===== RECORDS FOR PROCESSING =====
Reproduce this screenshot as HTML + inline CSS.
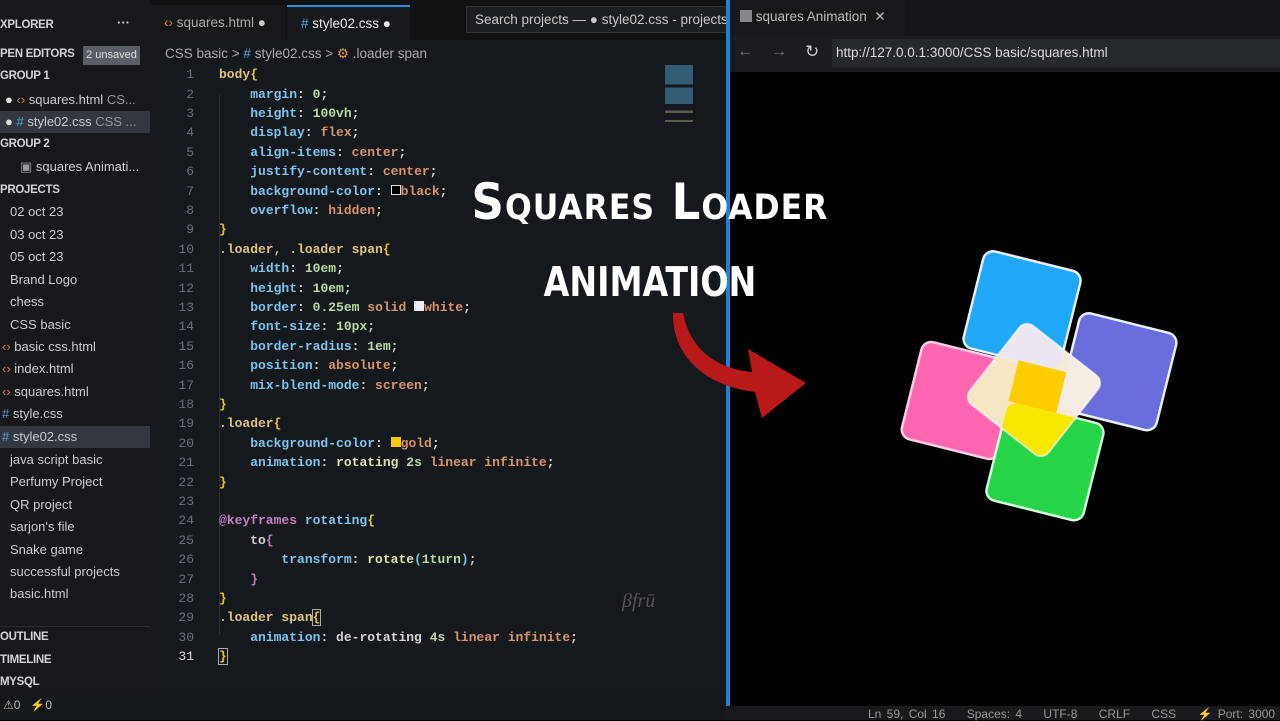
=====
===== RECORDS FOR PROCESSING =====
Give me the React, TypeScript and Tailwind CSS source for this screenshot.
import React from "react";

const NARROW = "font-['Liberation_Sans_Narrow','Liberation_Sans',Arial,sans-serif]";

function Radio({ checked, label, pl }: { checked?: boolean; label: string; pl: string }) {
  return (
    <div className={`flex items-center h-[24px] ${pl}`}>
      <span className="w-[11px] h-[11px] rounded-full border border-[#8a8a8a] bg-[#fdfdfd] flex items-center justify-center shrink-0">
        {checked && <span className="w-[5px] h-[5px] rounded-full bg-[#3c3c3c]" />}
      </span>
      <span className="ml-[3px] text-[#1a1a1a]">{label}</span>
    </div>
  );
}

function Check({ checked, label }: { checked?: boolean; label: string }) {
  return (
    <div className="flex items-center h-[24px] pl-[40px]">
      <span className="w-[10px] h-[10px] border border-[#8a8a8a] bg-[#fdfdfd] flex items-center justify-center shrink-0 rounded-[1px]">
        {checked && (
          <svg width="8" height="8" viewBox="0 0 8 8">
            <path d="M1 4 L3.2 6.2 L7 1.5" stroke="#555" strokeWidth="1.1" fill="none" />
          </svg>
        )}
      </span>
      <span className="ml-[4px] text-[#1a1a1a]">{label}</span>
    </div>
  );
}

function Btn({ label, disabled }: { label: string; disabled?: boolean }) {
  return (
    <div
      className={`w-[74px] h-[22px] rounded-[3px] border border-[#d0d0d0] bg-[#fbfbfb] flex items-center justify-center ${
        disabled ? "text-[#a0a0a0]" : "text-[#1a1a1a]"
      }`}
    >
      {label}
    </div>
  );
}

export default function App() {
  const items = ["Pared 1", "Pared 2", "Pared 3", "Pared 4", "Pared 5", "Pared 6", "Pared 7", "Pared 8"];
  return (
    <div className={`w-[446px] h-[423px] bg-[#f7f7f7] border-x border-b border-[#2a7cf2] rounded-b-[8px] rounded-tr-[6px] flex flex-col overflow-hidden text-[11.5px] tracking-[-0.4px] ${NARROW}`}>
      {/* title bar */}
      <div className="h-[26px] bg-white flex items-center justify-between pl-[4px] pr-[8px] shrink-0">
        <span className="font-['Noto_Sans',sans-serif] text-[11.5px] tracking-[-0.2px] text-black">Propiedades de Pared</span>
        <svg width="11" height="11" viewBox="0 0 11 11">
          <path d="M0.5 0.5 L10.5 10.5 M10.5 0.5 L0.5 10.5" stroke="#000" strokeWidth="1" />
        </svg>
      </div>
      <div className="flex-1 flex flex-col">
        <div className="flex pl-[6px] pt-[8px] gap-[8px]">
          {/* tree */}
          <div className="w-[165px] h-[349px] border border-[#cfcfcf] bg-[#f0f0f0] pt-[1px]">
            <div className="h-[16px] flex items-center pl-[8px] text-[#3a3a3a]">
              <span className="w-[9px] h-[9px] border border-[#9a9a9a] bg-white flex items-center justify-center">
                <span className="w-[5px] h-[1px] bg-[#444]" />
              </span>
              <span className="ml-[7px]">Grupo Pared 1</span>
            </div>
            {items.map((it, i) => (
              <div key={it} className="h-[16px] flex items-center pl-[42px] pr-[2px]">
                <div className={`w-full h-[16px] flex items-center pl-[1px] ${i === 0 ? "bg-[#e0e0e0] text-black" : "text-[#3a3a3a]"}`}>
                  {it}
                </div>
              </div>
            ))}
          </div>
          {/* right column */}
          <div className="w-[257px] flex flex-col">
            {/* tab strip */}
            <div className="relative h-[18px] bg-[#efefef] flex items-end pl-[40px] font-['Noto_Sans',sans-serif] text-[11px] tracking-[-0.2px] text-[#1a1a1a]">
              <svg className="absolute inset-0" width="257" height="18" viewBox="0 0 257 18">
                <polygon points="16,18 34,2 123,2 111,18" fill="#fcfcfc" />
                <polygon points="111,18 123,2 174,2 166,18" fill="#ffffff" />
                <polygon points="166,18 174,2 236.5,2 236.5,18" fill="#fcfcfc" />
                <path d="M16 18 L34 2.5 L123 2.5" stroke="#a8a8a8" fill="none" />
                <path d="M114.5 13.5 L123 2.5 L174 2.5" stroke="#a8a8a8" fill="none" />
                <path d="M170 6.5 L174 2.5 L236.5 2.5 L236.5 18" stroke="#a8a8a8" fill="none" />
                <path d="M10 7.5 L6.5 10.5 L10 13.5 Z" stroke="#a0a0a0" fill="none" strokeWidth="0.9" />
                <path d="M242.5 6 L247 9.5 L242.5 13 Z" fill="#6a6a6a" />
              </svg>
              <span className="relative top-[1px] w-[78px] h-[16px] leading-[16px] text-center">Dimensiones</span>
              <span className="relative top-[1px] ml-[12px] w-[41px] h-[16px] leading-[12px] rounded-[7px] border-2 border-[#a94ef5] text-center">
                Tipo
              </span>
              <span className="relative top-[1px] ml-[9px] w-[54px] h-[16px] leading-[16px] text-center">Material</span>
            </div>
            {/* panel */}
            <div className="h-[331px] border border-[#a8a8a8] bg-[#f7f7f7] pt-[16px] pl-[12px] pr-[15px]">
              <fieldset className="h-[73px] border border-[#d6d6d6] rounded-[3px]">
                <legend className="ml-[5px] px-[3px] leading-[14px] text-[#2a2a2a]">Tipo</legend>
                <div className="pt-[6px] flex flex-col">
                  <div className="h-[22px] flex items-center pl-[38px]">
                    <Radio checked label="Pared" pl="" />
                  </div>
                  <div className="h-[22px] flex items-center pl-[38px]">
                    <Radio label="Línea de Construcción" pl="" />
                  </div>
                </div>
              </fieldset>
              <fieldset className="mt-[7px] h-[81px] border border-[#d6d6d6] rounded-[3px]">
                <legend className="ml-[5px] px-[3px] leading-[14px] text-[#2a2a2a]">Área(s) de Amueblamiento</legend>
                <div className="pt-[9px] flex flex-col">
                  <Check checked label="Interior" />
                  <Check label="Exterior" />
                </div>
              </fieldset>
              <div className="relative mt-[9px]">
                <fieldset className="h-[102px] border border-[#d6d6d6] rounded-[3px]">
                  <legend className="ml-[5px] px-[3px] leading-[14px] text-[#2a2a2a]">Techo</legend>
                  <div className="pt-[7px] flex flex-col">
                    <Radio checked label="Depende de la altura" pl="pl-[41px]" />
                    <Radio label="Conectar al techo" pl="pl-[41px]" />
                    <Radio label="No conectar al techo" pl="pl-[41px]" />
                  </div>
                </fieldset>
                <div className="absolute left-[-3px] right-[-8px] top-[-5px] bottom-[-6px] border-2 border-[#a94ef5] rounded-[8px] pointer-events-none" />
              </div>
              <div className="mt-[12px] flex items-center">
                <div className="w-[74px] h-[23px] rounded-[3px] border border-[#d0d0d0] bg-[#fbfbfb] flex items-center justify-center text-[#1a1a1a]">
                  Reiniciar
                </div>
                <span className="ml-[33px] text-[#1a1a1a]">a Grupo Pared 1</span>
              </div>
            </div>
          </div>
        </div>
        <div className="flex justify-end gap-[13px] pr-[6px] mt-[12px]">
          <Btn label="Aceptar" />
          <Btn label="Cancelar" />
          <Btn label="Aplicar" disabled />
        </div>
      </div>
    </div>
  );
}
=====
TASK PROMPT
Show every line from the entries above in which "React" appears.

SOLUTION TO THE PROBLEM
Give me the React, TypeScript and Tailwind CSS source for this screenshot.
import React from "react";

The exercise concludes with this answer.